Older, Faster, Stronger – yes, really!

This is my Book Review of “Older, Faster, Stronger – What Women Runners Can Teach Us All About Living Younger, Longer” by Margaret Webb (Rodale, 2014).

Not a new book, but still full of current and timeless information.  I stumbled across this book by accident and am so grateful I did.  Many of my patients ask if they should be strength training or focussing on cardio and how much, or how much they should be exercising in general – no matter their age.  I think many of us would actually not believe this title – that we can, in fact become faster and stronger as we age?  Based on my experience, this is not most peoples’ belief.  But it is true and there are many older athletes, including female ones, that prove it.  We do not have to follow a spiral of physical decline as we age. Yes, it will require some work.  But if you feel that much better for doing the work, most will argue, its well worth it. 

This book is a wonderful combination of personal story as the author works her way towards her goal combined with research data and trainers, coaches and athletes anecdotes that explain how it works.  There is great information here for anyone of any age that wants to understand their body or wants to tweak their training to get the most of their health and the best ‘bang for their buck’ of activity.

The author begins as a 50 year old Canadian ex-smoking overweight woman who wants to regain some of her youthful fitness.  She ends up training for a half-marathon and finally running to win fourth in her age group at the World Master’s Games half marathon.  She documents her own progression, her experiences and thoughts and the advice she seeks out along the way in her search for answers of how to be and live her healthiest.  Anyone training for any field, wanting to live their fullest or just curious, can enjoy and gain from this book.  I also found this book to be a deeply inspirational aid as well as an excellent source of information.

Key general takes (all the things we already know but don’t always do…):  Create good habits and be diligent in your workout pattern; diversify your workouts – include cardio, strength and flexibility; include rest and relaxation and fun; learn good form for your activities; get professional care and advice when you need it – to prevent injury, learn best form, learn the exercises you need to balance your body, get treatments for things before they become a larger problem.

where I’ve been lately

I personally am an excellent example of the benefits of integrating Registered Massage Therapy, other health therapies and diligent self-care along with conventional medicine to manage, if not heal and overcome many conditions and to recover from injury.  I am just returning to my work from an eighteen month absence and am in my twenty-sixth year as a licensed RMT in BritishColumbia.

I grew up with a mother who had a debilitating auto-immune (now known to be auto-inflammatory) disease, for which conventional medicine had, at the time, little to offer. I knew that I could get the disease too. I watched my mom cope as best as she could, seeing the ways in which she didn’t cope well and trying to understand why she made her decisions as she did. I then set out, of course, to learn everything I could about the alternate path – the way of mind and body best-self care – the only solution that made sense to me after watching her journey and to possibly allow me to beat the odds or at least manage them well.

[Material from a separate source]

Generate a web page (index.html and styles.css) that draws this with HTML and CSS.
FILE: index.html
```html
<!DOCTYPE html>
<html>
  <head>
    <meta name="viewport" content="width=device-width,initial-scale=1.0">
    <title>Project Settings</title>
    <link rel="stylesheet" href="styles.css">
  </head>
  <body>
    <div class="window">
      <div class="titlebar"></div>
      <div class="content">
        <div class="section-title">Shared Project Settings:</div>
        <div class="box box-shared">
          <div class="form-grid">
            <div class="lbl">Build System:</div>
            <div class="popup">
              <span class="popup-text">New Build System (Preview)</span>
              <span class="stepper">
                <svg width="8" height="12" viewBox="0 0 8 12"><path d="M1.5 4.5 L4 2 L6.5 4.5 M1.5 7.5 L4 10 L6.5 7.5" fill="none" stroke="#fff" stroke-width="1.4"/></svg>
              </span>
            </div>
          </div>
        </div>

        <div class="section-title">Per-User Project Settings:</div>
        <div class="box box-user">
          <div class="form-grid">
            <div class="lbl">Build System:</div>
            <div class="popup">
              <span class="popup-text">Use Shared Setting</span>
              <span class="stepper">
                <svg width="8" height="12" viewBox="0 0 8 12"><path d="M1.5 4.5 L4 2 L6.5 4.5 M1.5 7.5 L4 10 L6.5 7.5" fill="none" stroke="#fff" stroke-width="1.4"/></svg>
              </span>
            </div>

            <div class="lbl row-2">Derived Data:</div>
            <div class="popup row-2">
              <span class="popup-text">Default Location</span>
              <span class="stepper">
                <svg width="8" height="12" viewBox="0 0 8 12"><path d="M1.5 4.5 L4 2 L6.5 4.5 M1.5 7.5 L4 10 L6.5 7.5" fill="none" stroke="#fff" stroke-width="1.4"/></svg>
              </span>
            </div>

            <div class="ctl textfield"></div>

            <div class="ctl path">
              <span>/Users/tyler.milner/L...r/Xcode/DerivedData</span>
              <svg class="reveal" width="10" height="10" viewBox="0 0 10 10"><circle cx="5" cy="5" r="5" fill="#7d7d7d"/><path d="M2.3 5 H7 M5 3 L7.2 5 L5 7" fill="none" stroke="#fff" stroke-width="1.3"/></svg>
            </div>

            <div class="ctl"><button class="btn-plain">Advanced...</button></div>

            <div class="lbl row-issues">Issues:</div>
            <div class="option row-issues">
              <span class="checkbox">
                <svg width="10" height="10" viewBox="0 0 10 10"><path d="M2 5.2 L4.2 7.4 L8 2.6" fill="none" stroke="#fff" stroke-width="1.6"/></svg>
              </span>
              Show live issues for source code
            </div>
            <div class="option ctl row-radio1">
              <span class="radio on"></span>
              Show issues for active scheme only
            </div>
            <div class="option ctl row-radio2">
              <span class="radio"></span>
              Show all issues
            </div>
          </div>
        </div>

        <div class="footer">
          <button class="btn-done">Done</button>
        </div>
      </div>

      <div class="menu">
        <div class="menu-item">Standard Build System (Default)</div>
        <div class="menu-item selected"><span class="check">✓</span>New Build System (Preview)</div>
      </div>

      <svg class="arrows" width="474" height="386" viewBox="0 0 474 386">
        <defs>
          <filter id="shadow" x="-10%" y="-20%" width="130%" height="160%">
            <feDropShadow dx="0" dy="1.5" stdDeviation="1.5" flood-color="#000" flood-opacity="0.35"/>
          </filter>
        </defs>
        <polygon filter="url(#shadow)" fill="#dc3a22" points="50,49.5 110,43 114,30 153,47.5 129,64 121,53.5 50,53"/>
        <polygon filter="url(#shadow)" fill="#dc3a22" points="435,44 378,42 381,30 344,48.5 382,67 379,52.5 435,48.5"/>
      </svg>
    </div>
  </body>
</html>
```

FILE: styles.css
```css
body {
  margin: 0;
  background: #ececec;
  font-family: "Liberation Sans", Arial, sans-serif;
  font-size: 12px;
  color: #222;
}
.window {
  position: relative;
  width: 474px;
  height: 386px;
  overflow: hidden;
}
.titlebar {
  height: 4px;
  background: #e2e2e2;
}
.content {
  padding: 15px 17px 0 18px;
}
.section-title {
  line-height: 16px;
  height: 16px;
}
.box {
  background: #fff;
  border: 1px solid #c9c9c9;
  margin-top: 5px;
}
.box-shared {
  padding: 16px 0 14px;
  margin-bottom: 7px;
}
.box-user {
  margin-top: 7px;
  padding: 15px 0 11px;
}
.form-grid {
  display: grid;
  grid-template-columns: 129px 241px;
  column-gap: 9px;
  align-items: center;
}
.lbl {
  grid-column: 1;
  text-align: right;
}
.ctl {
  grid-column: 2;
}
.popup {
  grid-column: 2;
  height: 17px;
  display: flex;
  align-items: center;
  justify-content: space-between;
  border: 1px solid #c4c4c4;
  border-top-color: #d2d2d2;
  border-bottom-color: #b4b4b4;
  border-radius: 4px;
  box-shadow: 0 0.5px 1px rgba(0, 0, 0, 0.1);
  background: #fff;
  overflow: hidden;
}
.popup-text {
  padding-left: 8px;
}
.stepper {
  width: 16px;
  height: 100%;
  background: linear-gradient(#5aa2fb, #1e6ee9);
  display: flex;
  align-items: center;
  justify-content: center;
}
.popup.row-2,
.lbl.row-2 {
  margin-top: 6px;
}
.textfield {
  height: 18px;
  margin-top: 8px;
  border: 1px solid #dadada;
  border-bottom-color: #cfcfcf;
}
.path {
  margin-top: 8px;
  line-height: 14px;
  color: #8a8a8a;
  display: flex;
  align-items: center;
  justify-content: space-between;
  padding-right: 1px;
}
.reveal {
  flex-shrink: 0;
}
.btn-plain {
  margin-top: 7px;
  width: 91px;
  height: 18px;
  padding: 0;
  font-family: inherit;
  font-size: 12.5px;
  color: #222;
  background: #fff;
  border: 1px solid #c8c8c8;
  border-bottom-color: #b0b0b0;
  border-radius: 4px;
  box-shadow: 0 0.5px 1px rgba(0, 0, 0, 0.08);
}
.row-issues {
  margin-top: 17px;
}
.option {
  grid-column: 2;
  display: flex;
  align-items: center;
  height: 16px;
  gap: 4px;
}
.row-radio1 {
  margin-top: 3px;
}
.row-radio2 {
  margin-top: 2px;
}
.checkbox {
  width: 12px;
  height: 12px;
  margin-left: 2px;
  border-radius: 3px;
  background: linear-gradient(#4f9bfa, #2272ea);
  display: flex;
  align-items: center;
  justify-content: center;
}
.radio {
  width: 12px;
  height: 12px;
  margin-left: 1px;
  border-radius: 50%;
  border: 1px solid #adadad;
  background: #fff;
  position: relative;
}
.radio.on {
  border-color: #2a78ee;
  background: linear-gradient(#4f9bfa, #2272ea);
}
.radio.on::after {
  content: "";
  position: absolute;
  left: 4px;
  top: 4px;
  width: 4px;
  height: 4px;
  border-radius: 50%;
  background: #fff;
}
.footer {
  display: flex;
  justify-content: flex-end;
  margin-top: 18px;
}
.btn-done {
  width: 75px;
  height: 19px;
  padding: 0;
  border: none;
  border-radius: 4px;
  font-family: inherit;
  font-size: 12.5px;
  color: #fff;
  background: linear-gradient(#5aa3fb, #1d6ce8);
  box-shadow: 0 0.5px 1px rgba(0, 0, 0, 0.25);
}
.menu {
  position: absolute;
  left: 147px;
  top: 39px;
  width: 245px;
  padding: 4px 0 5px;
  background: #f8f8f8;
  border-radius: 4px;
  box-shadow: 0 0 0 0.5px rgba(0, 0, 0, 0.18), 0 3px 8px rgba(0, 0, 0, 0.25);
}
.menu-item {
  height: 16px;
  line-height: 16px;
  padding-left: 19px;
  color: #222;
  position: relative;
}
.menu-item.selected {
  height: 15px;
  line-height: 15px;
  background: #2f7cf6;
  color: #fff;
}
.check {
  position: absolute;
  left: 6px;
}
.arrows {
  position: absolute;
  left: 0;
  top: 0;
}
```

I didn’t mean to be such a good example…. I became a RMT in my quest for wellness. I had alot of back pain as a teen – it was thought to be due to a bad fall I had taken when I was ten or so. Then I had alot of back pain again in my mid-thirties – coincidentally during a stressful time when my mother, after having severe rheumatoid arthritis since mid-life, went into steep decline before passing a few years later, a heart condition, resulting in strokes and dementia a side-effect of the disease. This, only a few years after I had become a RMT. I was told then by a physician that I had a juvenile developmental disorder of the spine, visible on x-ray, that was fairly common and didn’t cause too many issues later in life – I shifted to working on an electric table and carried on.

Then I hit mid-life. Hormonal chaos that no amount of mindfulness, exercise or qi gong would manage… after a few years I found my way to hormonal management, but in the meantime, my Dad was dying. Then the next thing I knew, I had some severe unusual pain. In that same area of my spine that had always been an issue. It wasn’t rheumatoid. It didn’t fit any disease that I knew of. It would go on the take three long years to get from unusual pain onset to diagnosis and treatment for the rare version of the rare bone disease that I have and most likely have had all my life, living undiagnosed. That is how good this profession and self-care works – that I managed so well, all these years (a little too well, perhaps!).

Along the way, I have learned to appreciate life and function even more than I already did. I also have learned just how broken and slow our medical system is. And to be so grateful for the knowledge and training I received in this profession – without it, I am not sure where I’d be. And to be grateful for all the people, health care workers, friends and therapists that have supported me through this challenge – without which I also do not know where I’d be – y’all know who you are – deep Thanks.

So when my patients receive treatment, therapeutic advice and exercise from me, they really can be sure that I have intimate knowledge of everything that I do, use and recommend. And I know just how hard it is to start over after an injury or setback and how important it is to be diligent no matter what your level of function is. And not lose faith and hope. Because its the regular and daily things we do and eat and think, that make up who we are and how well we will function with what we have and what we will become and how we will feel. And it can get better; just sometimes maybe not as fast as we might like:).